The Most Efficient Way To Find Top K Frequent Words In A Big Word Sequence
Input: A positive integer K and a big text. The text can actually be viewed as word sequence. So we don't have to worry about how to break down it into word sequence. Output: The most frequent K words in the text.
My thinking is like this.
- use a Hash table to record all words' frequency while traverse the whole word sequence. In this phase, the key is "word" and the value is "word-frequency". This takes O(n) time.
- sort the (word, word-frequency) pair; and the key is "word-frequency". This takes O(n*lg(n)) time with normal sorting algorithm.
- After sorting, we just take the first K words. This takes O(K) time.
To summarize, the total time is O(n+nlg(n)).
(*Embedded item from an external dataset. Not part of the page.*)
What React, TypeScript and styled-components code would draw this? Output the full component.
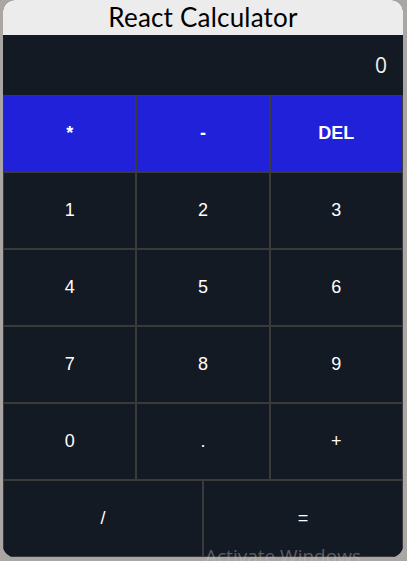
import React from "react";
import styled, { createGlobalStyle } from "styled-components";

const GlobalStyle = createGlobalStyle`
  html, body {
    margin: 0;
    padding: 0;
    background: #a9a6a4;
    font-family: "Liberation Sans", Arial, sans-serif;
  }
  * { box-sizing: border-box; }
`;

const Page = styled.div`
  position: relative;
  width: 407px;
  height: 561px;
  overflow: hidden;
  padding-left: 3px;
`;

const Card = styled.div`
  width: 400px;
  border-radius: 12px;
  overflow: hidden;
  background: #141a24;
`;

const Title = styled.h1`
  margin: 0;
  height: 35px;
  background: #ececec;
  color: #000;
  font-family: "Lato", "Open Sans", sans-serif;
  font-weight: 400;
  font-size: 26px;
  line-height: 35px;
  text-align: center;
  letter-spacing: 0.2px;
`;

const Display = styled.div`
  height: 60px;
  background: #141a24;
  color: #f2f2f2;
  font-family: "Open Sans", "Noto Sans", sans-serif;
  font-size: 21px;
  display: flex;
  align-items: center;
  justify-content: flex-end;
  padding: 0 16px 0 0;
`;

const Grid = styled.div<{ $cols: number }>`
  display: grid;
  grid-template-columns: repeat(${(p) => p.$cols}, 1fr);
  grid-auto-rows: 77px;
`;

const Key = styled.button<{ $op?: boolean }>`
  border: 1px solid #3a3a3a;
  margin: 0;
  padding: 0;
  background: ${(p) => (p.$op ? "#2121d9" : "#141a24")};
  color: #ffffff;
  font-family: "Liberation Sans", Arial, sans-serif;
  font-size: 18px;
  font-weight: ${(p) => (p.$op ? 700 : 400)};
  display: flex;
  align-items: center;
  justify-content: center;
  cursor: pointer;
`;

const Watermark = styled.div`
  position: absolute;
  left: 205px;
  top: 543px;
  color: rgba(200, 200, 205, 0.4);
  font-family: "Open Sans", "Noto Sans", sans-serif;
  font-size: 19px;
  white-space: nowrap;
  pointer-events: none;
`;

const rows = [
  ["1", "2", "3"],
  ["4", "5", "6"],
  ["7", "8", "9"],
  ["0", ".", "+"],
];

export default function App() {
  return (
    <>
      <GlobalStyle />
      <Page>
        <Card>
          <Title>React Calculator</Title>
          <Display>0</Display>
          <Grid $cols={3}>
            <Key $op>*</Key>
            <Key $op>-</Key>
            <Key $op>DEL</Key>
            {rows.flat().map((k) => (
              <Key key={k}>{k}</Key>
            ))}
          </Grid>
          <Grid $cols={2}>
            <Key>/</Key>
            <Key>=</Key>
          </Grid>
        </Card>
        <Watermark>Activate Windows</Watermark>
      </Page>
    </>
  );
}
We can improve this. Actually, we just want top K words. Other words' frequency is not concern for us. So, we can use "partial Heap sorting". For step 2) and 3), we don't just do sorting. Instead, we change it to be
2') build a heap of (word, word-frequency) pair with "word-frequency" as key. It takes O(n) time to build a heap;
3') extract top K words from the heap. Each extraction is O(lg(n)). So, total time is O(k*lg(n)).
To summarize, this solution cost time O(n+k*lg(n)).
This is just my thought. I haven't find out way to improve step 1). I Hope some Information Retrieval experts can shed more light on this question.